-- BEGIN DATASET ENTRIES --

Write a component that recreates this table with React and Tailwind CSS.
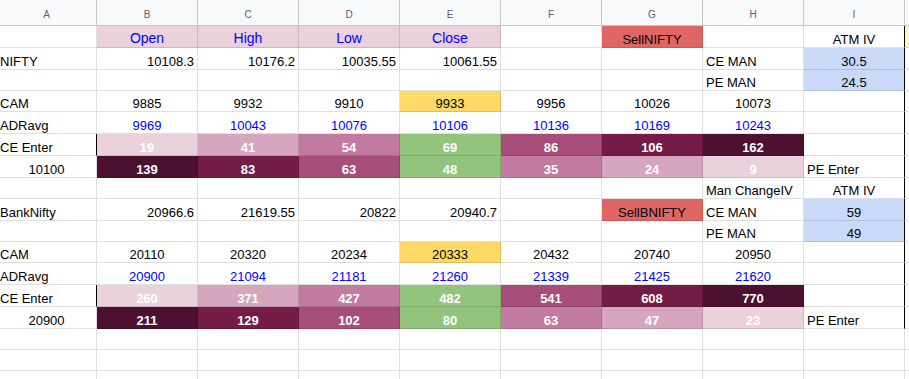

-- END DATASET ENTRIES --
-- BEGIN DATASET ENTRIES --

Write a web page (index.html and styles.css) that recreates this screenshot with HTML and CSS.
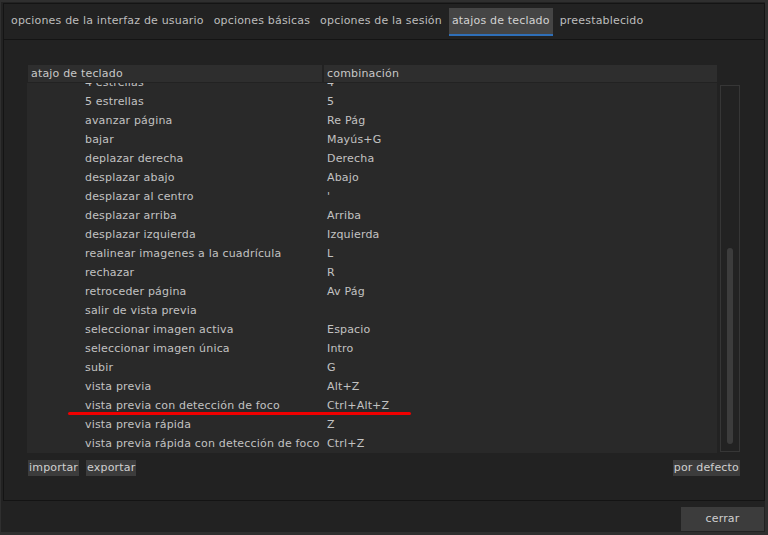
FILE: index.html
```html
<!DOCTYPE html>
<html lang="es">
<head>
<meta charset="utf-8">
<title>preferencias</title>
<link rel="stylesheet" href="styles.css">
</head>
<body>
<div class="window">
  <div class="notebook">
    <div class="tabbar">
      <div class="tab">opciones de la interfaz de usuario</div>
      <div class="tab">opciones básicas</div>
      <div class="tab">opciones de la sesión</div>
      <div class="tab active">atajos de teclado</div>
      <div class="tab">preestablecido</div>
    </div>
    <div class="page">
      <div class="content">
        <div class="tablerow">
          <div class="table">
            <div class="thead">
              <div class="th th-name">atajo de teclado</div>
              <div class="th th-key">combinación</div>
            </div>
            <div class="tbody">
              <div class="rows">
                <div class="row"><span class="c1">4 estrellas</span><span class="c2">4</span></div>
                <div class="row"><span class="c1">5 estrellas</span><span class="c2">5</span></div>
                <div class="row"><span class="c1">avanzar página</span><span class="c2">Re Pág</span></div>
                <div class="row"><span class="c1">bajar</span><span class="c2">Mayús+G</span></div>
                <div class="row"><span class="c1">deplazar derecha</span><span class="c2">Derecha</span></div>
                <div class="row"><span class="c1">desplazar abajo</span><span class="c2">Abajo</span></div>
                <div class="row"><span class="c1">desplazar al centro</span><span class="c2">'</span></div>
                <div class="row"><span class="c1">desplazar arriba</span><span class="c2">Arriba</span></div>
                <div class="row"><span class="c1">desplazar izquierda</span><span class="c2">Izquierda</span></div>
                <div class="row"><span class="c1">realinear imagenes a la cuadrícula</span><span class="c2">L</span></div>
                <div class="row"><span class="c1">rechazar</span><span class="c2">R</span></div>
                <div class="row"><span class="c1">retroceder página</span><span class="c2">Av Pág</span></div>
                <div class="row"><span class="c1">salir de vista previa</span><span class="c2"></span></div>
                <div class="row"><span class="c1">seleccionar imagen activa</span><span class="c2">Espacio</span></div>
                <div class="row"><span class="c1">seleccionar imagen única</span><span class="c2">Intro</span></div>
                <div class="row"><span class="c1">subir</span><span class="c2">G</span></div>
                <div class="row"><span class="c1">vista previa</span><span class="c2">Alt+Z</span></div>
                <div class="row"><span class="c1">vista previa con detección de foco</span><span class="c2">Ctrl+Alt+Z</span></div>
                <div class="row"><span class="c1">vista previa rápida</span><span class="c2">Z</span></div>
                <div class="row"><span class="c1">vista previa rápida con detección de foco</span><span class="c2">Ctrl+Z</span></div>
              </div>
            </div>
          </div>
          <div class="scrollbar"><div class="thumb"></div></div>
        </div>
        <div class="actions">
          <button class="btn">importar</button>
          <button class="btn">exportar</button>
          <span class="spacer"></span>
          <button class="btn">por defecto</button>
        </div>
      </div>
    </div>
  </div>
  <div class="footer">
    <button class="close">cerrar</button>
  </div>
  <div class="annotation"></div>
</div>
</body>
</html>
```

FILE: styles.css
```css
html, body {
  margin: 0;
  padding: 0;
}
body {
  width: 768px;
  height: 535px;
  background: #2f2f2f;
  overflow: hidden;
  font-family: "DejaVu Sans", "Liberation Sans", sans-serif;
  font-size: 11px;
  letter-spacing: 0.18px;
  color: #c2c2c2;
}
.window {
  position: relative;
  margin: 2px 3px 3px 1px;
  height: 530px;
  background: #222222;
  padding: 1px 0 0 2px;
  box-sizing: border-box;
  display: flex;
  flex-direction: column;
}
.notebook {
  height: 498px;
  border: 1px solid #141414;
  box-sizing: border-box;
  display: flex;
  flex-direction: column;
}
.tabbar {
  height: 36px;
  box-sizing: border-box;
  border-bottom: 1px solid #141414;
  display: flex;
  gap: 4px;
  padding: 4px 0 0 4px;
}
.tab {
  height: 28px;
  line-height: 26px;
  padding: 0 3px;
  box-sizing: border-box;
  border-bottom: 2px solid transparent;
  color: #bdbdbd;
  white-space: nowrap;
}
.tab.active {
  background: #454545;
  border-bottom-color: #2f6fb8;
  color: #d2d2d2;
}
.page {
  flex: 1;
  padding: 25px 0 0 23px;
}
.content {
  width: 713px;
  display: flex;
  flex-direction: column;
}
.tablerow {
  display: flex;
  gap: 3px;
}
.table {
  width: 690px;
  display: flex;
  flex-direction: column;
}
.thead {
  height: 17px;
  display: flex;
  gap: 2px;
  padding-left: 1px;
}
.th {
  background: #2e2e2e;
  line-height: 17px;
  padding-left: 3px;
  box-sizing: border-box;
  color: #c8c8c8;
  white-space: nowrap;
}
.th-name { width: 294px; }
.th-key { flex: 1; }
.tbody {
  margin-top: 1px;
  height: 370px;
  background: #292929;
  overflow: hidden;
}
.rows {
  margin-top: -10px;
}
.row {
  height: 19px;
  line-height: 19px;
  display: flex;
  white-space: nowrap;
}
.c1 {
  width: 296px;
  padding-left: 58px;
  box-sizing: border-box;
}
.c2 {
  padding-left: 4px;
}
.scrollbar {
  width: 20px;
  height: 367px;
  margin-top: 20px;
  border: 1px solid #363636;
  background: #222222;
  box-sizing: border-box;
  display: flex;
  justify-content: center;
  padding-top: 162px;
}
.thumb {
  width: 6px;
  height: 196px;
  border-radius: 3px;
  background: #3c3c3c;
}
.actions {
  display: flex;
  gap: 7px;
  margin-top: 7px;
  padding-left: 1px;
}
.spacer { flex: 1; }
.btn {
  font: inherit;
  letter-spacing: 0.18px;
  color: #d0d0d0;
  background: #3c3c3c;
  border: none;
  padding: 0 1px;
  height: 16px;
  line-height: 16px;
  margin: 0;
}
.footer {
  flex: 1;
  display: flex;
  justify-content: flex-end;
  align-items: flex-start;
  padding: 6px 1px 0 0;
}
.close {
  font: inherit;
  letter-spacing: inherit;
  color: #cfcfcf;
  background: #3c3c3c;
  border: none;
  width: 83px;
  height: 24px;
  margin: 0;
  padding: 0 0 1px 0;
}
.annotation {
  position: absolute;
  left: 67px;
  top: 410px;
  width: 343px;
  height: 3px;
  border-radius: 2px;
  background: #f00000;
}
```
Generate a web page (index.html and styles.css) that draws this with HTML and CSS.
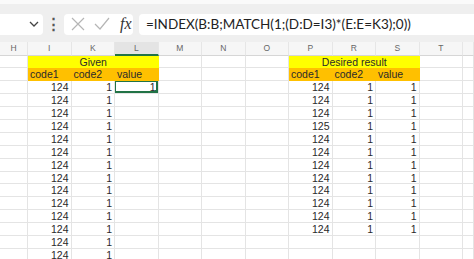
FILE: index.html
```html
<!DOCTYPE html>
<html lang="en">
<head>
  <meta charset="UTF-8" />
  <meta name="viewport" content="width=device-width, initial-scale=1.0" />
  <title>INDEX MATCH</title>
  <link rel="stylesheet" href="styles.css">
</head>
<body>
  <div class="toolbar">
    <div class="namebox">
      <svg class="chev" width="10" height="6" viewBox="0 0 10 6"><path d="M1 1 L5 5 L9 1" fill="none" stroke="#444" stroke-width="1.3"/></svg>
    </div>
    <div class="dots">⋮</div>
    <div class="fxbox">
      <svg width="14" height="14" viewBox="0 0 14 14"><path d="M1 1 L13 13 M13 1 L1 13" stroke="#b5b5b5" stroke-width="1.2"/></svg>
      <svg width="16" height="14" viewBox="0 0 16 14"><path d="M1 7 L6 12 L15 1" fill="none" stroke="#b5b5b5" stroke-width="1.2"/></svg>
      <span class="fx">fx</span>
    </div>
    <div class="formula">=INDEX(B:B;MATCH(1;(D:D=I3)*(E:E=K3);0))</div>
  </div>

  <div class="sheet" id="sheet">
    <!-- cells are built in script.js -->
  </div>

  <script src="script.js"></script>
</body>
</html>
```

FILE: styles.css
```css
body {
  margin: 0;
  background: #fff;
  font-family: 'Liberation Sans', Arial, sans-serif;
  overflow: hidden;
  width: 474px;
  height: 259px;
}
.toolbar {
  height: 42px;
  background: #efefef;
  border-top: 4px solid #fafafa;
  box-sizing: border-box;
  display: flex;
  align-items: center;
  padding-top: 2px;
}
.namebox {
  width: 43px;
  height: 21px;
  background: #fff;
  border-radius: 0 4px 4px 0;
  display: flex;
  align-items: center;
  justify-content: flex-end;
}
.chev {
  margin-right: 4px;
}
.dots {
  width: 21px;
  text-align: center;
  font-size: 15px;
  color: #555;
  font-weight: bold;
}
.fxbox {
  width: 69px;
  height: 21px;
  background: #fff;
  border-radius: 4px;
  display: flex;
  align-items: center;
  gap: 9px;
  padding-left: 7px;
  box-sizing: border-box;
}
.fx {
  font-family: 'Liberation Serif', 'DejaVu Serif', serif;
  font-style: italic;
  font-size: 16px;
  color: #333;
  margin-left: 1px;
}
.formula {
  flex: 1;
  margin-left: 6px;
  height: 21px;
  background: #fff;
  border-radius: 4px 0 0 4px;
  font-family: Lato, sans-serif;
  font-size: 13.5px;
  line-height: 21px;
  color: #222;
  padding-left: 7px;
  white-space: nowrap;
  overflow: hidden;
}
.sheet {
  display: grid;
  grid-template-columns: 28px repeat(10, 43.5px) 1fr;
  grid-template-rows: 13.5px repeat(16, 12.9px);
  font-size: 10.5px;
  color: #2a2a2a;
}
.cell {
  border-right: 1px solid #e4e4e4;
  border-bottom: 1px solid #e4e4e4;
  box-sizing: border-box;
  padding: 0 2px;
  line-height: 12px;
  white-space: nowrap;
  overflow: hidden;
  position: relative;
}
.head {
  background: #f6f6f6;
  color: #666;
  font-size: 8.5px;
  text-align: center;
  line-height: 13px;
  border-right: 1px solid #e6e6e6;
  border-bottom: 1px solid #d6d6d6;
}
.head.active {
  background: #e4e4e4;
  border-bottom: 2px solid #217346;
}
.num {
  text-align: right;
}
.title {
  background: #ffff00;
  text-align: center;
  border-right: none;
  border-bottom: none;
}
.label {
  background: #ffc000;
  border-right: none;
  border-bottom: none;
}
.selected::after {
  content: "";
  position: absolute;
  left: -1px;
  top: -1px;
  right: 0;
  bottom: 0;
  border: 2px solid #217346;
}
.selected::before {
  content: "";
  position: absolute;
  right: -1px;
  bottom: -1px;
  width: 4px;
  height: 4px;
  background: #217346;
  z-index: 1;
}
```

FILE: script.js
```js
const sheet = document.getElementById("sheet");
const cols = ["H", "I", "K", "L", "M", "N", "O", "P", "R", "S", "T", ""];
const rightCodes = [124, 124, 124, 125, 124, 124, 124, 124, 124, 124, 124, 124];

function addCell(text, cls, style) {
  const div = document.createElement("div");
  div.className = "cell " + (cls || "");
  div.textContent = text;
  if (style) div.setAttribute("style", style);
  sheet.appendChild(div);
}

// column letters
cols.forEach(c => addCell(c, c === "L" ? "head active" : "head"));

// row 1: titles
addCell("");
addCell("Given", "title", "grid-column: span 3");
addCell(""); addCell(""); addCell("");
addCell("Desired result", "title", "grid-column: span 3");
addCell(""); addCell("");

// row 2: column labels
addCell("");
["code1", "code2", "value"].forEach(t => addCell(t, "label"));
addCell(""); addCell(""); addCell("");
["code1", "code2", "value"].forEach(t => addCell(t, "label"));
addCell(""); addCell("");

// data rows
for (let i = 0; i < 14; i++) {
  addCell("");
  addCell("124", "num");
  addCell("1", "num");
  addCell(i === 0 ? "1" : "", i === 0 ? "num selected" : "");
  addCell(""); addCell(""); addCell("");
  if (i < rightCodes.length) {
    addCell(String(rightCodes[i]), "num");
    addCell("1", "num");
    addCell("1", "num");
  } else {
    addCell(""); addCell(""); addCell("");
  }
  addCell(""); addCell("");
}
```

-- END DATASET ENTRIES --

**YOUR OBJECTIVE:**
Reply with only the number of lines in the material above where the string "recreates" appears.

**ANSWER FOR THIS EXERCISE:**
2